Restate each line of the listing exactly, without carrying over any pictures.

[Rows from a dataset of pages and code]
════════════════

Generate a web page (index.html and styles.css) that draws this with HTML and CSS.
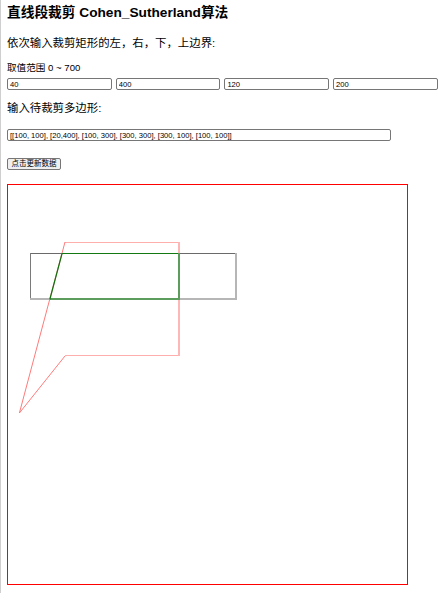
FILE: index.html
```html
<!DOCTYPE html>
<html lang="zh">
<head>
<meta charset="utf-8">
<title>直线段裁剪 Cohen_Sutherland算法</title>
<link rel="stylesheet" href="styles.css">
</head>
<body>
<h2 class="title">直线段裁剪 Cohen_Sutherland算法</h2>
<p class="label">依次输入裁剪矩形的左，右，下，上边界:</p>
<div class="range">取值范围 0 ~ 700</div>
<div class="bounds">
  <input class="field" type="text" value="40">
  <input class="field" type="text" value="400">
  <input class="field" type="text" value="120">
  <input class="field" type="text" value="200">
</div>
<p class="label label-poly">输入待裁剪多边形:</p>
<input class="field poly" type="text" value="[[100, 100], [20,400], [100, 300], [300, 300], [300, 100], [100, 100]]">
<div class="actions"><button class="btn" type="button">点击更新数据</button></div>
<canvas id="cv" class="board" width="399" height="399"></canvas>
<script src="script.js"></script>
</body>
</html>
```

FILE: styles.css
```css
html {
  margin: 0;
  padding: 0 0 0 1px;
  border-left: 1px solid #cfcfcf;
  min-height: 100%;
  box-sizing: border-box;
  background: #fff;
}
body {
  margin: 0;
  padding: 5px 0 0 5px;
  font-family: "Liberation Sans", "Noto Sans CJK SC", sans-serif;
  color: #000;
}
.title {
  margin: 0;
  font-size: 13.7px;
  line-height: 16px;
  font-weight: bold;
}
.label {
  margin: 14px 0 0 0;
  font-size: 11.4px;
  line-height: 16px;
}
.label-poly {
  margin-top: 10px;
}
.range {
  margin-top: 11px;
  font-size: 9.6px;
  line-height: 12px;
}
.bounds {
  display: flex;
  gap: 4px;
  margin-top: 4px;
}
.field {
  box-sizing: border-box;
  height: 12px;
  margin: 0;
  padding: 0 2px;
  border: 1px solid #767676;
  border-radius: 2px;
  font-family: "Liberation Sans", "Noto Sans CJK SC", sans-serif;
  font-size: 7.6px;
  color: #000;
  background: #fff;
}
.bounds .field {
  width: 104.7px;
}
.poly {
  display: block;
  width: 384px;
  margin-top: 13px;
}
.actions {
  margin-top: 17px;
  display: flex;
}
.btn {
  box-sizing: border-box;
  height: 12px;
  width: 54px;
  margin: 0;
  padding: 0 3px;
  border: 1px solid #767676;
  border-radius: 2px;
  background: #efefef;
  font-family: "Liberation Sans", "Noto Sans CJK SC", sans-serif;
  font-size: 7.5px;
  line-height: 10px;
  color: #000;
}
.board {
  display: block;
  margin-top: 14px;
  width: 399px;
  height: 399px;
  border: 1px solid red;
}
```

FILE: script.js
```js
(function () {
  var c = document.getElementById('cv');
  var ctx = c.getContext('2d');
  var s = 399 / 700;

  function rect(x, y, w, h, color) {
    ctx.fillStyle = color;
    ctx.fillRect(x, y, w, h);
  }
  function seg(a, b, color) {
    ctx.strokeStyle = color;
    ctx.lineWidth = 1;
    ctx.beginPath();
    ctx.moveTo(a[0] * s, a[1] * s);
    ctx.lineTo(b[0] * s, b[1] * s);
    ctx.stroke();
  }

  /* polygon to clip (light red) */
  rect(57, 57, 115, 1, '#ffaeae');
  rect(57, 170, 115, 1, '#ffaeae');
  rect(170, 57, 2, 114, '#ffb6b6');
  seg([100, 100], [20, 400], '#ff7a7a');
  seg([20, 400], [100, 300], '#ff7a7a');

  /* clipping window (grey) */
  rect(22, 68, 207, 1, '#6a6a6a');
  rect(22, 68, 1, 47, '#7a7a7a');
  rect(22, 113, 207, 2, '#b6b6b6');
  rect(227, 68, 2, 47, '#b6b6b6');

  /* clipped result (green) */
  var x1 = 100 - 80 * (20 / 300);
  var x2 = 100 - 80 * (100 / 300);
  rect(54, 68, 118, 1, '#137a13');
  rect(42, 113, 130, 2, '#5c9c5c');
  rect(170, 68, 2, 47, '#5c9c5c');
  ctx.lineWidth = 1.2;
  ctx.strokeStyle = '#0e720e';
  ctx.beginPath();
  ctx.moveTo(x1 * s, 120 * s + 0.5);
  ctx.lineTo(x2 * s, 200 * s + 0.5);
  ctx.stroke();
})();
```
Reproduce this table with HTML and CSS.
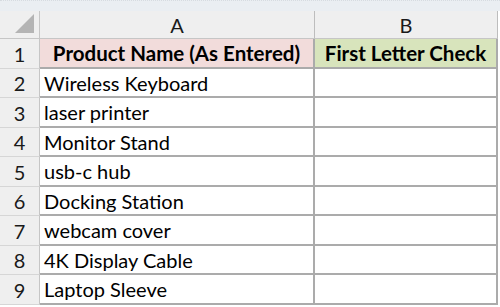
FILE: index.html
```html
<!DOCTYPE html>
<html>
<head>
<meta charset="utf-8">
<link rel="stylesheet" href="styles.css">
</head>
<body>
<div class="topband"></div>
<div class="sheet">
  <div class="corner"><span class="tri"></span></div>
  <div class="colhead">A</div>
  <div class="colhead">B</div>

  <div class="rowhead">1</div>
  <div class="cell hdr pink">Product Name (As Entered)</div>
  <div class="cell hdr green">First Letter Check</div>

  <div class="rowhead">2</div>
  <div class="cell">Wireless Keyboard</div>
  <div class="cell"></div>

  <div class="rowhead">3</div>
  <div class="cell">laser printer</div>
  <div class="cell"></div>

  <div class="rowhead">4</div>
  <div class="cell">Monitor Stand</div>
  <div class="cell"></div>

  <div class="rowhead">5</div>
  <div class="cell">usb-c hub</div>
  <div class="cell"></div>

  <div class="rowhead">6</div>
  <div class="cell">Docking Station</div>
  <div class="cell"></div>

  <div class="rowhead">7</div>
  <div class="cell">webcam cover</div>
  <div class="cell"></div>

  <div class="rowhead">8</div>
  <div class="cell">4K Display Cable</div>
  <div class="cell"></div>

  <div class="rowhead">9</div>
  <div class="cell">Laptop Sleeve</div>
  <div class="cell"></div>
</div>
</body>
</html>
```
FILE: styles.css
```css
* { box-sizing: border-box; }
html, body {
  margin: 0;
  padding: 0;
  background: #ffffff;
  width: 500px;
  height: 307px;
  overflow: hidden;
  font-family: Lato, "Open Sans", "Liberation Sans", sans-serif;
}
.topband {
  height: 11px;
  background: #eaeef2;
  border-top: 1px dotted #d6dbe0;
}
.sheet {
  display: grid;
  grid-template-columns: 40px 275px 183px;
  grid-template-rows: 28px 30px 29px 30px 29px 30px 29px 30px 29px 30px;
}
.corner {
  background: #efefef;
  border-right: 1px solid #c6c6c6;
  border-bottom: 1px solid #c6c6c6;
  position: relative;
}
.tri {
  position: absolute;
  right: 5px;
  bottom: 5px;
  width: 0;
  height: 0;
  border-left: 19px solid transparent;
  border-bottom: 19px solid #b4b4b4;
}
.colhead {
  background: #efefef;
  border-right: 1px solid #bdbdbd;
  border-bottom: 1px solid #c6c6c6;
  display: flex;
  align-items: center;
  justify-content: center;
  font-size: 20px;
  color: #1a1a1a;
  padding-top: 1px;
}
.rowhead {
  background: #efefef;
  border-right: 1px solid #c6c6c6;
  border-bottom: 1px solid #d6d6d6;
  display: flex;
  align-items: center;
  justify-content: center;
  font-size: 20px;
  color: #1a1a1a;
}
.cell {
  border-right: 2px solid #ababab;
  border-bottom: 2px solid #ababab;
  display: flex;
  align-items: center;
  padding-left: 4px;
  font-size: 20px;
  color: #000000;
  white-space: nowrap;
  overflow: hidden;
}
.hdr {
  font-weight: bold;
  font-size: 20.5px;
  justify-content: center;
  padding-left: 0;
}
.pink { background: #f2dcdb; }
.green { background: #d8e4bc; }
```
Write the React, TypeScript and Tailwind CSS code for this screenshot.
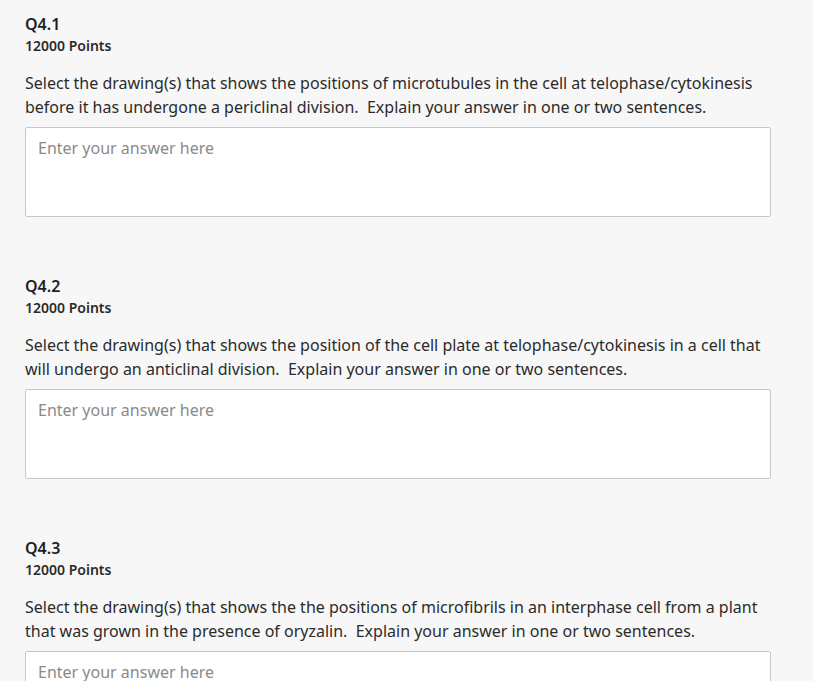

════════════════

**SOLUTION TO THIS PROBLEM:**
Generate a web page (index.html and styles.css) that draws this with HTML and CSS.
FILE: index.html
```html
<!DOCTYPE html>
<html lang="zh">
<head>
<meta charset="utf-8">
<title>直线段裁剪 Cohen_Sutherland算法</title>
<link rel="stylesheet" href="styles.css">
</head>
<body>
<h2 class="title">直线段裁剪 Cohen_Sutherland算法</h2>
<p class="label">依次输入裁剪矩形的左，右，下，上边界:</p>
<div class="range">取值范围 0 ~ 700</div>
<div class="bounds">
  <input class="field" type="text" value="40">
  <input class="field" type="text" value="400">
  <input class="field" type="text" value="120">
  <input class="field" type="text" value="200">
</div>
<p class="label label-poly">输入待裁剪多边形:</p>
<input class="field poly" type="text" value="[[100, 100], [20,400], [100, 300], [300, 300], [300, 100], [100, 100]]">
<div class="actions"><button class="btn" type="button">点击更新数据</button></div>
<canvas id="cv" class="board" width="399" height="399"></canvas>
<script src="script.js"></script>
</body>
</html>
```

FILE: styles.css
```css
html {
  margin: 0;
  padding: 0 0 0 1px;
  border-left: 1px solid #cfcfcf;
  min-height: 100%;
  box-sizing: border-box;
  background: #fff;
}
body {
  margin: 0;
  padding: 5px 0 0 5px;
  font-family: "Liberation Sans", "Noto Sans CJK SC", sans-serif;
  color: #000;
}
.title {
  margin: 0;
  font-size: 13.7px;
  line-height: 16px;
  font-weight: bold;
}
.label {
  margin: 14px 0 0 0;
  font-size: 11.4px;
  line-height: 16px;
}
.label-poly {
  margin-top: 10px;
}
.range {
  margin-top: 11px;
  font-size: 9.6px;
  line-height: 12px;
}
.bounds {
  display: flex;
  gap: 4px;
  margin-top: 4px;
}
.field {
  box-sizing: border-box;
  height: 12px;
  margin: 0;
  padding: 0 2px;
  border: 1px solid #767676;
  border-radius: 2px;
  font-family: "Liberation Sans", "Noto Sans CJK SC", sans-serif;
  font-size: 7.6px;
  color: #000;
  background: #fff;
}
.bounds .field {
  width: 104.7px;
}
.poly {
  display: block;
  width: 384px;
  margin-top: 13px;
}
.actions {
  margin-top: 17px;
  display: flex;
}
.btn {
  box-sizing: border-box;
  height: 12px;
  width: 54px;
  margin: 0;
  padding: 0 3px;
  border: 1px solid #767676;
  border-radius: 2px;
  background: #efefef;
  font-family: "Liberation Sans", "Noto Sans CJK SC", sans-serif;
  font-size: 7.5px;
  line-height: 10px;
  color: #000;
}
.board {
  display: block;
  margin-top: 14px;
  width: 399px;
  height: 399px;
  border: 1px solid red;
}
```

FILE: script.js
```js
(function () {
  var c = document.getElementById('cv');
  var ctx = c.getContext('2d');
  var s = 399 / 700;

  function rect(x, y, w, h, color) {
    ctx.fillStyle = color;
    ctx.fillRect(x, y, w, h);
  }
  function seg(a, b, color) {
    ctx.strokeStyle = color;
    ctx.lineWidth = 1;
    ctx.beginPath();
    ctx.moveTo(a[0] * s, a[1] * s);
    ctx.lineTo(b[0] * s, b[1] * s);
    ctx.stroke();
  }

  /* polygon to clip (light red) */
  rect(57, 57, 115, 1, '#ffaeae');
  rect(57, 170, 115, 1, '#ffaeae');
  rect(170, 57, 2, 114, '#ffb6b6');
  seg([100, 100], [20, 400], '#ff7a7a');
  seg([20, 400], [100, 300], '#ff7a7a');

  /* clipping window (grey) */
  rect(22, 68, 207, 1, '#6a6a6a');
  rect(22, 68, 1, 47, '#7a7a7a');
  rect(22, 113, 207, 2, '#b6b6b6');
  rect(227, 68, 2, 47, '#b6b6b6');

  /* clipped result (green) */
  var x1 = 100 - 80 * (20 / 300);
  var x2 = 100 - 80 * (100 / 300);
  rect(54, 68, 118, 1, '#137a13');
  rect(42, 113, 130, 2, '#5c9c5c');
  rect(170, 68, 2, 47, '#5c9c5c');
  ctx.lineWidth = 1.2;
  ctx.strokeStyle = '#0e720e';
  ctx.beginPath();
  ctx.moveTo(x1 * s, 120 * s + 0.5);
  ctx.lineTo(x2 * s, 200 * s + 0.5);
  ctx.stroke();
})();
```
Reproduce this table with HTML and CSS.
FILE: index.html
```html
<!DOCTYPE html>
<html>
<head>
<meta charset="utf-8">
<link rel="stylesheet" href="styles.css">
</head>
<body>
<div class="topband"></div>
<div class="sheet">
  <div class="corner"><span class="tri"></span></div>
  <div class="colhead">A</div>
  <div class="colhead">B</div>

  <div class="rowhead">1</div>
  <div class="cell hdr pink">Product Name (As Entered)</div>
  <div class="cell hdr green">First Letter Check</div>

  <div class="rowhead">2</div>
  <div class="cell">Wireless Keyboard</div>
  <div class="cell"></div>

  <div class="rowhead">3</div>
  <div class="cell">laser printer</div>
  <div class="cell"></div>

  <div class="rowhead">4</div>
  <div class="cell">Monitor Stand</div>
  <div class="cell"></div>

  <div class="rowhead">5</div>
  <div class="cell">usb-c hub</div>
  <div class="cell"></div>

  <div class="rowhead">6</div>
  <div class="cell">Docking Station</div>
  <div class="cell"></div>

  <div class="rowhead">7</div>
  <div class="cell">webcam cover</div>
  <div class="cell"></div>

  <div class="rowhead">8</div>
  <div class="cell">4K Display Cable</div>
  <div class="cell"></div>

  <div class="rowhead">9</div>
  <div class="cell">Laptop Sleeve</div>
  <div class="cell"></div>
</div>
</body>
</html>
```
FILE: styles.css
```css
* { box-sizing: border-box; }
html, body {
  margin: 0;
  padding: 0;
  background: #ffffff;
  width: 500px;
  height: 307px;
  overflow: hidden;
  font-family: Lato, "Open Sans", "Liberation Sans", sans-serif;
}
.topband {
  height: 11px;
  background: #eaeef2;
  border-top: 1px dotted #d6dbe0;
}
.sheet {
  display: grid;
  grid-template-columns: 40px 275px 183px;
  grid-template-rows: 28px 30px 29px 30px 29px 30px 29px 30px 29px 30px;
}
.corner {
  background: #efefef;
  border-right: 1px solid #c6c6c6;
  border-bottom: 1px solid #c6c6c6;
  position: relative;
}
.tri {
  position: absolute;
  right: 5px;
  bottom: 5px;
  width: 0;
  height: 0;
  border-left: 19px solid transparent;
  border-bottom: 19px solid #b4b4b4;
}
.colhead {
  background: #efefef;
  border-right: 1px solid #bdbdbd;
  border-bottom: 1px solid #c6c6c6;
  display: flex;
  align-items: center;
  justify-content: center;
  font-size: 20px;
  color: #1a1a1a;
  padding-top: 1px;
}
.rowhead {
  background: #efefef;
  border-right: 1px solid #c6c6c6;
  border-bottom: 1px solid #d6d6d6;
  display: flex;
  align-items: center;
  justify-content: center;
  font-size: 20px;
  color: #1a1a1a;
}
.cell {
  border-right: 2px solid #ababab;
  border-bottom: 2px solid #ababab;
  display: flex;
  align-items: center;
  padding-left: 4px;
  font-size: 20px;
  color: #000000;
  white-space: nowrap;
  overflow: hidden;
}
.hdr {
  font-weight: bold;
  font-size: 20.5px;
  justify-content: center;
  padding-left: 0;
}
.pink { background: #f2dcdb; }
.green { background: #d8e4bc; }
```
Write the React, TypeScript and Tailwind CSS code for this screenshot.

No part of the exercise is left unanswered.